Don’t stick to gender stereotypes.

Allow your children to play with what they wish. There is plenty of research indicating vetoing objects classically considered for the opposite gender, could make them more attractive and set up unhelpful stereotypes. According to the theory of auto education children know what they need to help them learn, and it could be that your little girl needs to understand about movement and wheels through playing with that tractor, or your little boy needs to develop his nurturing, caring side through looking after a doll.

Toy with ideas.

Toys often take centre stage in play but play doesn’t even need to involve toys; in fact quite often it doesn’t. It can involve play with others, household objects, or outdoor exploration. In fact, when I think about my daughter, most of her play is with her parents or the most mundane of everyday objects. The oh so wonderful cardboard box. Need I say more? Many of these don’t cost a thing, but the benefits are bountiful. That said, it is useful to have different objects or toys for different play purposes. For instance, rather than having more of the same, try to invest in toys or activities that stimulate a range of skills. Open ended toys are ideal as they offer a variety of uses, longer play periods and can ‘grow’ with your child. [LINK] Access some of our play guides here.

Is TV play?

No. This readily-available stimuli makes our children passive rather than active.  I’m not saying it doesn’t have its place, but it isn’t always the most productive or brain-engaging strategy. I remember teaching a child who was amazing at everything; she wowed all her teachers with her diverse talents. I was discussing with a colleague how brilliant she was and he said: ‘Yeah, now there’s a kid who doesn’t watch TV.’ It always stuck with me. She was out engaging in lots of different hobbies, and making active, productive use of her time, and the benefits were enormous. I just hope she remembers me when she’s famous.  In a world of passive screen-watching and scrolling, active learning through play is even more crucial.

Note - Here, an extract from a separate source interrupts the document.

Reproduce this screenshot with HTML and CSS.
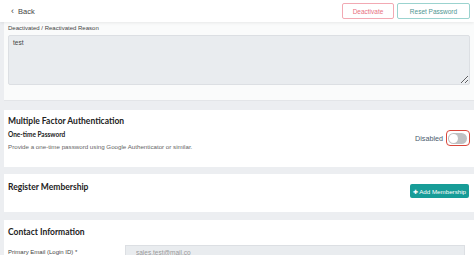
FILE: index.html
```html
<!DOCTYPE html>
<html lang="en">
<head>
  <meta charset="UTF-8">
  <title>Member Detail</title>
  <link rel="stylesheet" href="styles.css">
</head>
<body>

  <div class="topbar">
    <a class="back" href="#"><span class="chev">&#8249;</span> Back</a>
    <div class="actions">
      <button class="btn btn-deactivate">Deactivate</button>
      <button class="btn btn-reset">Reset Password</button>
    </div>
  </div>

  <div class="card card-reason">
    <label class="field-label">Deactivated / Reactivated Reason</label>
    <textarea class="reason" readonly>test</textarea>
  </div>

  <div class="card card-mfa">
    <h2 class="card-title">Multiple Factor Authentication</h2>
    <div class="mfa-row">
      <div>
        <div class="mfa-name">One-time Password</div>
        <div class="mfa-desc">Provide a one-time password using Google Authenticator or similar.</div>
      </div>
      <div class="mfa-status">
        <span class="status-text">Disabled</span>
        <span class="toggle"><span class="knob"></span></span>
      </div>
    </div>
  </div>

  <div class="card card-membership">
    <h2 class="card-title">Register Membership</h2>
    <button class="btn-add"><span class="plus">&#10010;</span> Add Membership</button>
  </div>

  <div class="card card-contact">
    <h2 class="card-title">Contact Information</h2>
    <div class="form-row">
      <label class="field-label">Primary Email (Login ID) *</label>
      <input class="email" type="text" value="sales.test@mail.co" readonly>
    </div>
  </div>

</body>
</html>
```

FILE: styles.css
```css
body {
  margin: 0;
  background: #eceef1;
  font-family: "Liberation Sans", Arial, sans-serif;
  color: #333;
  overflow: hidden;
}
.topbar {
  height: 22px;
  background: #fff;
  display: flex;
  align-items: center;
  justify-content: space-between;
  padding: 0 4px 0 11px;
  box-shadow: 0 1px 3px rgba(0, 0, 0, 0.08);
  position: relative;
}
.back {
  font-size: 7.5px;
  color: #444;
  text-decoration: none;
}
.chev {
  font-size: 9px;
  margin-right: 2px;
}
.actions {
  display: flex;
  gap: 3px;
}
.btn {
  height: 16px;
  font-family: "Liberation Sans", Arial, sans-serif;
  font-size: 6.5px;
  background: #fff;
  border-radius: 2px;
  padding: 0;
}
.btn-deactivate {
  width: 52px;
  border: 1px solid #f2a9b3;
  color: #e8707f;
}
.btn-reset {
  width: 73px;
  border: 1px solid #9bd3cf;
  color: #4f9692;
}
.card {
  background: #fff;
  margin-left: 4px;
  padding: 0 4px;
}
.card-reason {
  background: #fafbfb;
  padding-top: 3px;
  height: 75px;
  border-bottom: 1px solid #e3e5e8;
}
.field-label {
  display: block;
  font-size: 6px;
  color: #444;
}
.reason {
  display: block;
  box-sizing: border-box;
  width: 462px;
  height: 50px;
  margin-top: 4px;
  background: #e9ecef;
  border: 1px solid #dcdfe3;
  border-radius: 2px;
  font-family: "Liberation Sans", Arial, sans-serif;
  font-size: 6.5px;
  color: #444;
  padding: 3px 4px;
  resize: vertical;
}
.card-mfa {
  margin-top: 9px;
  height: 57px;
  padding-top: 6px;
  box-sizing: border-box;
}
.card-title {
  margin: 0;
  font-family: "Lato", sans-serif;
  font-weight: 700;
  font-size: 8.5px;
  color: #222;
}
.mfa-row {
  display: flex;
  justify-content: space-between;
  align-items: flex-end;
  margin-top: 4px;
}
.mfa-name {
  font-family: "Lato", sans-serif;
  font-weight: 700;
  font-size: 6.5px;
  color: #222;
}
.mfa-desc {
  margin-top: 5px;
  font-size: 6.2px;
  color: #666;
}
.mfa-status {
  display: flex;
  align-items: center;
  gap: 3px;
  margin-bottom: 4px;
}
.status-text {
  font-size: 7.2px;
  color: #4a5c6e;
}
.toggle {
  box-sizing: border-box;
  width: 24px;
  height: 16px;
  border: 1.5px solid #d9473c;
  border-radius: 4px;
  display: flex;
  align-items: center;
  padding: 0 1px;
}
.toggle .knob {
  width: 19px;
  height: 11px;
  border-radius: 6px;
  background: #bfc1c3;
  position: relative;
}
.toggle .knob::before {
  content: "";
  position: absolute;
  left: 1px;
  top: 1px;
  width: 9px;
  height: 9px;
  border-radius: 50%;
  background: #fff;
}
.card-membership {
  margin-top: 7px;
  height: 38px;
  display: flex;
  justify-content: space-between;
  align-items: flex-start;
  padding-top: 8px;
  box-sizing: border-box;
}
.btn-add {
  margin-right: 1px;
  margin-top: 2px;
  height: 14px;
  padding: 0 3px;
  background: #179c97;
  border: none;
  border-radius: 2px;
  color: #fff;
  font-family: "Liberation Sans", Arial, sans-serif;
  font-size: 6.2px;
}
.plus {
  font-size: 5.5px;
}
.card-contact {
  margin-top: 8px;
  padding-top: 7px;
  height: 60px;
  box-sizing: border-box;
}
.form-row {
  display: flex;
  align-items: center;
  margin-top: 8px;
}
.form-row .field-label {
  width: 117px;
}
.email {
  width: 340px;
  height: 14px;
  box-sizing: border-box;
  background: #e9ecef;
  border: 1px solid #dcdfe3;
  font-size: 6.5px;
  color: #999;
  padding: 0 10px;
}
```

But let’s not overcomplicate it because as E Mee puts it in Let Me Play:  ‘Dedicating plenty of quality uninterrupted time to self-directed play is vital. The parent’s main role is to ensure safety and respond lovingly to the child’s requests for companionship and help.’

Final word

Play isn’t just for kids. Play with your child and venture together into the unknown. I know it can be hard to find the time, but even ‘micro-play’ snippets of adventuring together into the land of awe and wonder can be all it takes. Don’t play with your child because you feel you should or because you wish to distract, entertain or educate.  Children often detect the ulterior motive. Play with them when there is a mutual desire for it.  After all, they won’t be small for long.

And most importantly, never belittle play. It might be a tiny word, but it’s a huge world.